Dilain waktu saya sedang hang out bersama teman-teman saya, seperti biasa kami bercanda dan dalam candaan tersebut biasanya disertai ejekan yg juga merupakan candaan. Tiba-tiba seorang teman saya yg saya ejek mengerutkan dahinya, bibirnya pun melengkung ke bawah. Saya pikir dia tersinggung, saya langsung minta maaf. Tapi dia berkata "ah elah lo pake minta maaf, sorry td kepala gua gak enak". Rupanya setelah saya tau, teman saya ternyata mengidap lobus temporal epilepsy. Setiap hari dia harus minum obat penahan kejang jenis carbamazepine. Jadi ketika serangan kejang akan datang obat tersebut menahan dan rasanya menurut teman saya dari leher hingga kepala terasa kesemutan. Ini bahasanya teman saya lho, secara medisnya saya kurang paham. Jadi karena sensasi tersebut teman saya jadi punya kebiasaan menahan kejang dengan mengerutkan dahi beberapa detik. Mungkin bisa berbeda efeknya dengan penderita lain. Saya sendiri kurang paham.

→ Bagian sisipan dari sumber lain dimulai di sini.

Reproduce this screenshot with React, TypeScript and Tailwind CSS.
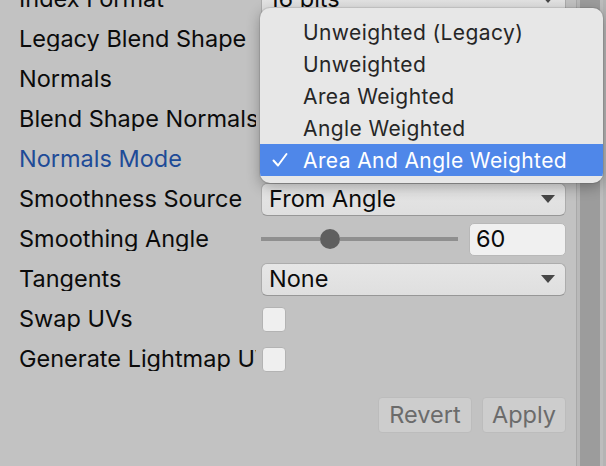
import React from 'react'

const menuItems = [
  'Unweighted (Legacy)',
  'Unweighted',
  'Area Weighted',
  'Angle Weighted',
  'Area And Angle Weighted',
]

function Arrow() {
  return (
    <svg width="14" height="8" viewBox="0 0 14 8">
      <path d="M0 0 H14 L7 8 Z" fill="#474747" />
    </svg>
  )
}

function Dropdown({ value }: { value: string }) {
  return (
    <div className="flex-1 h-[33px] flex items-center justify-between rounded-[6px] border border-[#acacac] border-b-[#979797] bg-gradient-to-b from-[#e6e6e6] to-[#dfdfdf] pl-[7px] pr-[10px]">
      <span className="text-[23.5px] leading-none text-[#0b0b0b]">{value}</span>
      <Arrow />
    </div>
  )
}

function Checkbox() {
  return <div className="ml-[1px] w-[24px] h-[25px] rounded-[4px] border border-[#b3b3b3] bg-[#efefef]" />
}

function Row({ label, blue, children }: { label: string; blue?: boolean; children?: React.ReactNode }) {
  return (
    <div className="flex h-[40px] items-center shrink-0">
      <div
        className={`w-[237px] mr-[5px] shrink-0 overflow-hidden whitespace-nowrap text-[23.5px] leading-none ${
          blue ? 'text-[#1e4b97]' : 'text-[#0b0b0b]'
        }`}
      >
        {label}
      </div>
      <div className="flex flex-1 items-center">{children}</div>
    </div>
  )
}

export default function App() {
  return (
    <div className="relative flex w-[606px] h-[466px] overflow-hidden bg-[#c2c2c2] font-['Inter',sans-serif]">
      <div className="flex flex-1 flex-col pl-[19px] pr-[10px]">
        <div className="mt-[-21px] flex flex-col">
          <Row label="Index Format">
            <Dropdown value="16 bits" />
          </Row>
          <Row label="Legacy Blend Shape" />
          <Row label="Normals" />
          <Row label="Blend Shape Normals" />
          <Row label="Normals Mode" blue />
          <Row label="Smoothness Source">
            <Dropdown value="From Angle" />
          </Row>
          <Row label="Smoothing Angle">
            <div className="flex flex-1 items-center pr-[11px]">
              <div className="h-[4px] w-[59px] bg-[#8f8f8f]" />
              <div className="w-[20px] h-[20px] rounded-full bg-[#5f5f5f]" />
              <div className="h-[4px] flex-1 bg-[#8f8f8f]" />
            </div>
            <div className="w-[97px] h-[33px] flex items-center rounded-[5px] border border-[#b8b8b8] bg-[#f0f0f0] pl-[6px] text-[23.5px] leading-none text-[#0b0b0b]">
              60
            </div>
          </Row>
          <Row label="Tangents">
            <Dropdown value="None" />
          </Row>
          <Row label="Swap UVs">
            <Checkbox />
          </Row>
          <Row label="Generate Lightmap UVs">
            <Checkbox />
          </Row>
        </div>
        <div className="mt-[18px] flex justify-end gap-[10px]">
          <button className="w-[94px] h-[36px] rounded-[4px] border border-[#bcbcbc] bg-[#cdcdcd] text-[23.5px] leading-none text-[#6b6b6b]">
            Revert
          </button>
          <button className="w-[84px] h-[36px] rounded-[4px] border border-[#bcbcbc] bg-[#cdcdcd] text-[23.5px] leading-none text-[#6b6b6b]">
            Apply
          </button>
        </div>
      </div>

      {/* scrollbar */}
      <div className="flex w-[30px] shrink-0">
        <div className="w-[1px] bg-[#a9a9a9]" />
        <div className="w-[3px] bg-[#b9b9b9]" />
        <div className="w-[20px] bg-[#9c9c9c]" />
        <div className="w-[3px] bg-[#bdbdbd]" />
        <div className="flex-1 bg-[#b4b4b4]" />
      </div>

      {/* popup menu */}
      <div className="absolute left-[260px] top-[8px] w-[343px] h-[175px] rounded-[10px] bg-[#e7e7e7] pt-[8px] pb-[7px] shadow-[0_4px_14px_rgba(0,0,0,0.3),0_0_0_1px_rgba(0,0,0,0.08)] overflow-hidden">
        {menuItems.map((item, i) => {
          const selected = i === menuItems.length - 1
          return (
            <div
              key={item}
              className={`relative flex h-[32px] items-center pl-[43px] text-[21px] leading-none tracking-[0.4px] ${
                selected ? 'bg-[#4f87e9] text-white' : 'text-[#262626]'
              }`}
            >
              {selected && (
                <svg className="absolute left-[12px] top-[8px]" width="16" height="16" viewBox="0 0 16 16">
                  <path d="M1.5 8.5 L6 13.5 L14.5 2" fill="none" stroke="white" strokeWidth="2" strokeLinecap="round" strokeLinejoin="round" />
                </svg>
              )}
              {item}
            </div>
          )
        })}
      </div>
    </div>
  )
}
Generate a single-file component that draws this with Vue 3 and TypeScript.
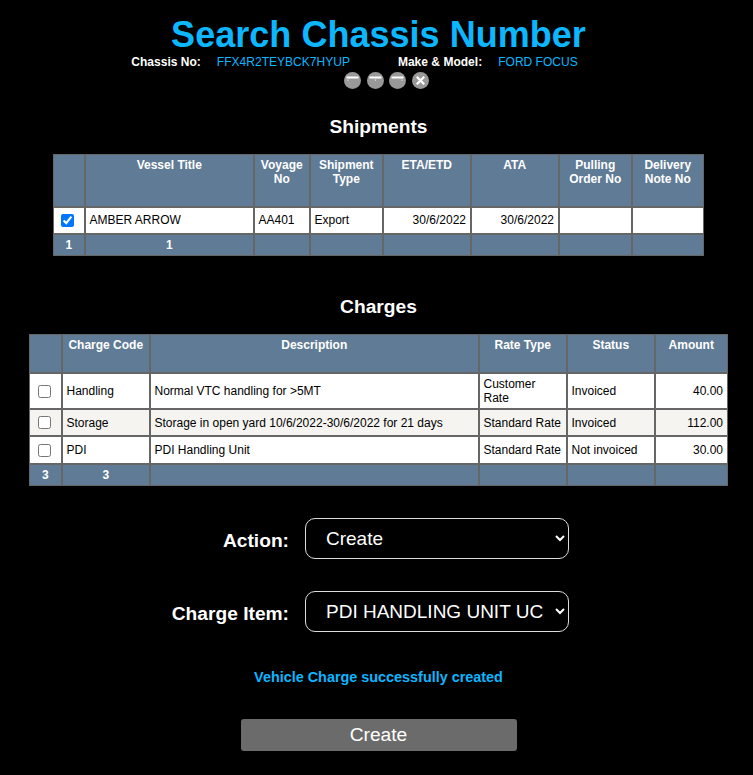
<script setup lang="ts">
import { ref } from 'vue'

interface Column { title: string; width: number }

const shipCols: Column[] = [
  { title: '', width: 32 },
  { title: 'Vessel Title', width: 169 },
  { title: 'Voyage No', width: 56 },
  { title: 'Shipment Type', width: 73 },
  { title: 'ETA/ETD', width: 88 },
  { title: 'ATA', width: 88 },
  { title: 'Pulling Order No', width: 73 },
  { title: 'Delivery Note No', width: 72 },
]

const chargeCols: Column[] = [
  { title: '', width: 33 },
  { title: 'Charge Code', width: 88 },
  { title: 'Description', width: 329 },
  { title: 'Rate Type', width: 88 },
  { title: 'Status', width: 88 },
  { title: 'Amount', width: 73 },
]

const charges = [
  { code: 'Handling', desc: 'Normal VTC handling for >5MT', rate: 'Customer Rate', status: 'Invoiced', amount: '40.00', cls: 'tall' },
  { code: 'Storage', desc: 'Storage in open yard 10/6/2022-30/6/2022 for 21 days', rate: 'Standard Rate', status: 'Invoiced', amount: '112.00', cls: 'alt' },
  { code: 'PDI', desc: 'PDI Handling Unit', rate: 'Standard Rate', status: 'Not invoiced', amount: '30.00', cls: 'last' },
]

const action = ref('Create')
const item = ref('PDI HANDLING UNIT UC')
const dotXs = [4, 8.5, 13]
</script>

<template>
  <main class="page">
    <h1 class="title">Search Chassis Number</h1>
    <div class="meta">
      <span class="pair"><b class="meta-label">Chassis No:</b><span class="meta-value">FFX4R2TEYBCK7HYUP</span></span>
      <span class="pair"><b class="meta-label">Make &amp; Model:</b><span class="meta-value">FORD FOCUS</span></span>
    </div>
    <div class="tools">
      <svg v-for="x in dotXs" :key="x" class="tool" viewBox="0 0 17 17" aria-hidden="true">
        <circle cx="8.5" cy="8.5" r="8.5" fill="#999" />
        <rect x="2.5" y="4.5" width="12" height="2" fill="#fff" />
        <rect :x="x - 0.6" y="7.5" width="1.2" height="1.2" fill="#e5e5e5" />
      </svg>
      <svg class="tool" viewBox="0 0 17 17" aria-hidden="true">
        <circle cx="8.5" cy="8.5" r="8.5" fill="#999" />
        <path d="M4.8 4.8 12.2 12.2M12.2 4.8 4.8 12.2" stroke="#fff" stroke-width="2.2" />
      </svg>
    </div>

    <h2 class="section ship-title">Shipments</h2>
    <table class="grid ship">
      <colgroup><col v-for="c in shipCols" :key="c.title" :style="{ width: c.width + 'px' }" /></colgroup>
      <thead>
        <tr class="head-ship"><th v-for="c in shipCols" :key="c.title">{{ c.title }}</th></tr>
      </thead>
      <tbody>
        <tr class="row-ship">
          <td class="center"><input type="checkbox" class="check" checked /></td>
          <td>AMBER ARROW</td>
          <td>AA401</td>
          <td>Export</td>
          <td class="right">30/6/2022</td>
          <td class="right">30/6/2022</td>
          <td></td>
          <td></td>
        </tr>
      </tbody>
      <tfoot>
        <tr class="foot"><td>1</td><td>1</td><td></td><td></td><td></td><td></td><td></td><td></td></tr>
      </tfoot>
    </table>

    <h2 class="section charge-title">Charges</h2>
    <table class="grid charge">
      <colgroup><col v-for="c in chargeCols" :key="c.title" :style="{ width: c.width + 'px' }" /></colgroup>
      <thead>
        <tr class="head-charge"><th v-for="c in chargeCols" :key="c.title">{{ c.title }}</th></tr>
      </thead>
      <tbody>
        <tr v-for="r in charges" :key="r.code" class="row-charge" :class="r.cls">
          <td class="center"><input type="checkbox" class="check" /></td>
          <td>{{ r.code }}</td>
          <td>{{ r.desc }}</td>
          <td>{{ r.rate }}</td>
          <td>{{ r.status }}</td>
          <td class="right">{{ r.amount }}</td>
        </tr>
      </tbody>
      <tfoot>
        <tr class="foot"><td>3</td><td>3</td><td></td><td></td><td></td><td></td></tr>
      </tfoot>
    </table>

    <div class="form">
      <label class="field">
        <span class="field-label">Action:</span>
        <select v-model="action" class="select"><option>Create</option></select>
      </label>
      <label class="field">
        <span class="field-label">Charge Item:</span>
        <select v-model="item" class="select"><option>PDI HANDLING UNIT UC</option></select>
      </label>
    </div>

    <p class="message">Vehicle Charge successfully created</p>
    <button type="button" class="submit">Create</button>
  </main>
</template>

<style scoped>
.page {
  display: flex;
  flex-direction: column;
  align-items: center;
  box-sizing: border-box;
  height: 775px;
  padding-left: 4px;
  overflow: hidden;
  color: #fff;
  font-family: "Liberation Sans", Arial, sans-serif;
}
.title {
  margin: 14px 0 0;
  font-size: 36px;
  line-height: 41px;
  font-weight: 700;
  letter-spacing: 0.03px;
  color: #0cb7ff;
}
.meta {
  display: flex;
  justify-content: center;
  margin-right: 48px;
  font-size: 12px;
  line-height: 14px;
  letter-spacing: 0.02px;
}
.pair {
  display: flex;
  gap: 16px;
}
.pair + .pair { margin-left: 48px; }
.meta-label { font-weight: 700; color: #fff; }
.meta-value { font-weight: 400; color: #0cb7ff; }
.tools {
  display: flex;
  gap: 5.5px;
  margin-top: 3px;
  margin-left: 16px;
}
.tool { width: 17px; height: 17px; display: block; }
.section {
  margin: 0;
  font-size: 19.2px;
  line-height: 22px;
  font-weight: 700;
  color: #fff;
}
.ship-title { margin-top: 27px; }
.charge-title { margin-top: 40px; }
.grid {
  border-collapse: separate;
  border-spacing: 0;
  table-layout: fixed;
  font-size: 12px;
  line-height: 14px;
  color: #000;
}
.ship { width: 651px; margin-top: 16px; }
.charge { width: 699px; margin-top: 16px; }
.grid th,
.grid td {
  border: 1px solid #666;
  padding: 0 4px 0 3.5px;
  overflow: hidden;
}
.grid th {
  background: #5f7b96;
  color: #fff;
  font-weight: 700;
  text-align: center;
  vertical-align: top;
  padding-top: 3px;
}
.grid td { background: #fff; vertical-align: middle; }
.head-ship { height: 53px; }
.head-charge { height: 39px; }
.row-ship { height: 27px; }
.grid .row-ship td { padding-bottom: 2px; }
.row-charge { height: 27px; }
.row-charge.tall { height: 36px; }
.row-charge.last { height: 28px; }
.row-charge.alt td { background: #f5f4f0; }
.grid .foot td {
  background: #5f7b96;
  color: #fff;
  font-weight: 700;
  text-align: center;
  height: 22px;
  box-sizing: border-box;
}
.grid td.center { padding: 0 5px 0 3px; }
.grid .row-ship td.center { padding: 0 6px 0 3px; }
.right { text-align: right; }
.check {
  display: block;
  width: 13px;
  height: 13px;
  margin: 0 auto;
}
.form {
  display: flex;
  flex-direction: column;
  gap: 32px;
  margin-top: 32px;
  margin-right: 33px;
}
.field {
  display: flex;
  align-items: center;
  gap: 16px;
}
.field-label {
  width: 134px;
  white-space: nowrap;
  display: flex;
  justify-content: flex-end;
  font-size: 19.2px;
  font-weight: 700;
  color: #fff;
  padding-top: 5px;
}
.select {
  width: 264px;
  height: 41px;
  box-sizing: border-box;
  padding: 0 8px 0 16px;
  background: #000;
  color: #fff;
  border: 1px solid #ddd;
  border-radius: 10px;
  font-family: "Liberation Sans", Arial, sans-serif;
  font-size: 19px;
}
.message {
  margin: 37px 0 0;
  font-size: 14.4px;
  line-height: 16px;
  font-weight: 700;
  color: #0cb7ff;
}
.submit {
  margin-top: 34px;
  width: 276px;
  height: 32px;
  border: 0;
  border-radius: 3px;
  background: #6b6b6b;
  color: #fff;
  font-family: "Liberation Sans", Arial, sans-serif;
  font-size: 19.2px;
}
</style>

<style>
html, body { background: #000; margin: 0; }
</style>
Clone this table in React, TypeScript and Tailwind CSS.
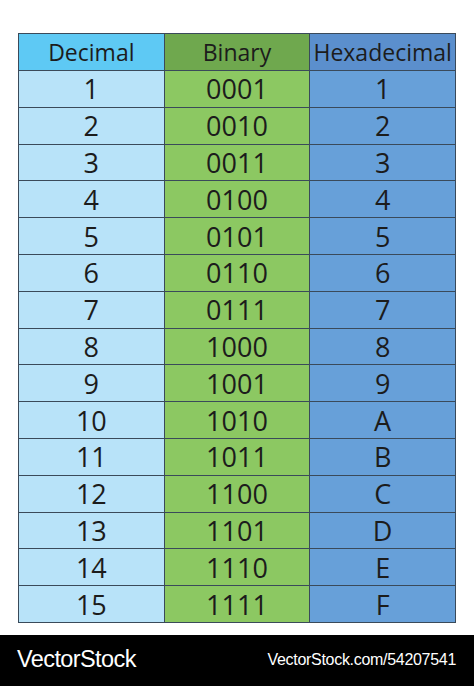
import React from "react";

const rows = Array.from({ length: 15 }, (_, i) => {
  const n = i + 1;
  return {
    dec: String(n),
    bin: n.toString(2).padStart(4, "0"),
    hex: n.toString(16).toUpperCase(),
  };
});

const App = () => {
  return (
    <div
      className="w-[474px] h-[686px] bg-white flex flex-col"
      style={{ fontFamily: '"Open Sans", "Noto Sans", sans-serif' }}
    >
      <div className="pt-[33px] pl-[18px]">
        <table className="w-[438px] border-collapse table-fixed text-[#1c1c1c]">
          <thead>
            <tr className="h-[37px] text-[23px] leading-none">
              <th className="font-normal bg-[#5ec9f4] border border-[#3a4a5a]">Decimal</th>
              <th className="font-normal bg-[#6fa84e] border border-[#3a4a5a]">Binary</th>
              <th className="font-normal bg-[#5b8fcd] border border-[#3a4a5a]">Hexadecimal</th>
            </tr>
          </thead>
          <tbody className="text-[27px] leading-none">
            {rows.map((r) => (
              <tr key={r.dec} className="h-[36.8px]">
                <td className="text-center bg-[#b8e3f9] border border-[#3a4a5a]">{r.dec}</td>
                <td className="text-center bg-[#8cc862] border border-[#3a4a5a]">{r.bin}</td>
                <td className="text-center bg-[#67a0d9] border border-[#3a4a5a]">{r.hex}</td>
              </tr>
            ))}
          </tbody>
        </table>
      </div>
      <div
        className="mt-auto h-[51px] bg-black text-white flex items-center justify-between pl-[17px] pr-[18px] pb-[2px]"
        style={{ fontFamily: '"Liberation Sans", Arial, sans-serif' }}
      >
        <span className="text-[23.5px] tracking-[-0.6px]">VectorStock</span>
        <span className="text-[16px] tracking-[-0.3px]">VectorStock.com/54207541</span>
      </div>
    </div>
  );
};

export default App;
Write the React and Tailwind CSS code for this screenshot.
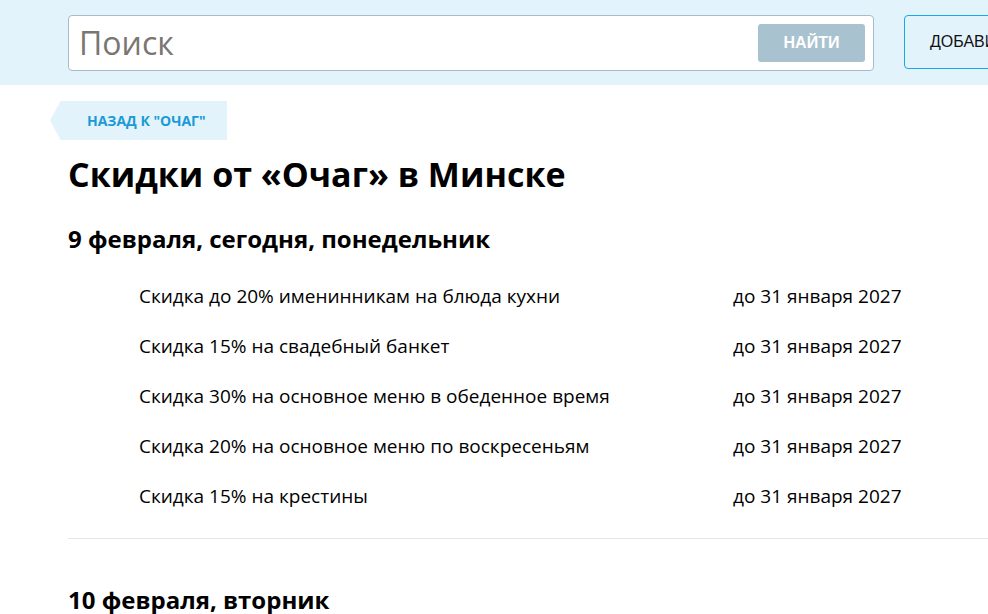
import React from "react";

const deals = [
  "Скидка до 20% именинникам на блюда кухни",
  "Скидка 15% на свадебный банкет",
  "Скидка 30% на основное меню в обеденное время",
  "Скидка 20% на основное меню по воскресеньям",
  "Скидка 15% на крестины",
];

const App = () => {
  return (
    <div className="min-h-screen w-[988px] overflow-hidden bg-white font-['Open_Sans',sans-serif] text-black">
      <header className="flex h-[85px] items-start bg-[#e3f3fb] pl-[68px] pt-[15px]">
        <div className="flex h-[56px] w-[806px] flex-none items-center justify-between rounded-[4px] border border-[#a7bcc7] bg-white pl-[10px] pr-[8px]">
          <span className="text-[32px] leading-none text-[#7a7672]">Поиск</span>
          <button className="flex h-[38px] w-[107px] items-center justify-center rounded-[3px] bg-[#a9c2cf] font-['Liberation_Sans',sans-serif] text-[16px] font-bold text-white">
            НАЙТИ
          </button>
        </div>
        <button className="ml-[30px] flex h-[54px] w-[200px] flex-none items-center rounded-[4px] border border-[#1aa7e8] bg-[#e3f3fb] pl-[25px] font-['Liberation_Sans',sans-serif] text-[16px] text-[#111]">
          ДОБАВИТЬ
        </button>
      </header>

      <main className="pl-[68px] pr-0">
        <div className="mt-[16px] flex h-[39px] w-[177px] -ml-[18px] items-center bg-[#e3f3fb] [clip-path:polygon(0_50%,6%_0,100%_0,100%_100%,6%_100%)]">
          <span className="pl-[37px] text-[14px] font-bold text-[#1a9ad6]">НАЗАД К "ОЧАГ"</span>
        </div>

        <h1 className="mt-[12px] text-[34px] font-bold leading-[44px]">Скидки от «Очаг» в Минске</h1>

        <h2 className="mt-[28px] text-[24px] font-bold leading-[30px]">9 февраля, сегодня, понедельник</h2>

        <ul className="mt-[30px]">
          {deals.map((d) => (
            <li key={d} className="flex h-[50px] items-start pl-[71px] text-[19px] leading-[24px]">
              <span className="w-[594px] flex-none">{d}</span>
              <span>до 31 января 2027</span>
            </li>
          ))}
        </ul>

        <div className="mt-[4px] h-px bg-[#e6e6e6]" />

        <h2 className="mt-[46px] text-[24px] font-bold leading-[30px]">10 февраля, вторник</h2>
      </main>
    </div>
  );
};

export default App;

Jadi kesimpulan saya ada banyak faktor yg membentuk ekspresi dan gerak tubuh seseorang, terlalu sulit rasanya mengklasifikasi dan memastikan penyebab sebuah ekspresi dari sebuah mahluk TUHAN paling unik (bukan paling seksi yaaaa) bernama manusia.
Kembali ke soal abang warung, kasus kopi ini sepertinya sudah merangsang banyak masyarakat Indonesia untuk lebih paham hukum. Istilah-istilah hukum yg dulu asing, kini sedikit banyak mulai dipahami. Abang warung contohnya, yg kesehariannya hanya belanja kebutuhan warung dan menjaga warung kini sudah menjadi komentator dan pengamat hukum kelas warungan. Ini semua tidak terlepas dari kemajuan teknologi dan informasi yang semakin pesat.
Namun anehnya, ditengah pesatnya kemajuan teknologi ini sebagian orang masih memilih mundur setengah abad untuk mempercayai sebuah teori yang menurut saya sudah tidak relevan dibandingkan menggunakan bukti otentik hasil dari perkembangan teknologi. Misalnya kasus Jessica, bukti cairan lambung yang negatif seakan dikesampingkan dan memilih menggunakan asumsi-asumsi dari pembacaan mikroekspresi.
Lebih parah lagi kasus Dimas Kanjeng Taat Pribadi, korban dugaan penipuan beraroma klenik ini ternyata banyak berasal dari background pendidikan yang luar biasa, title yang berbaris didepan dan belakang namanya, plus sekolah diluar negri pula. Ada apa sebenarnya dengan masyarakat kita? Mungkin benar kata seorang kyai tokoh PBNU di ILC kemarin "masyarakat kita sedang SAKIT".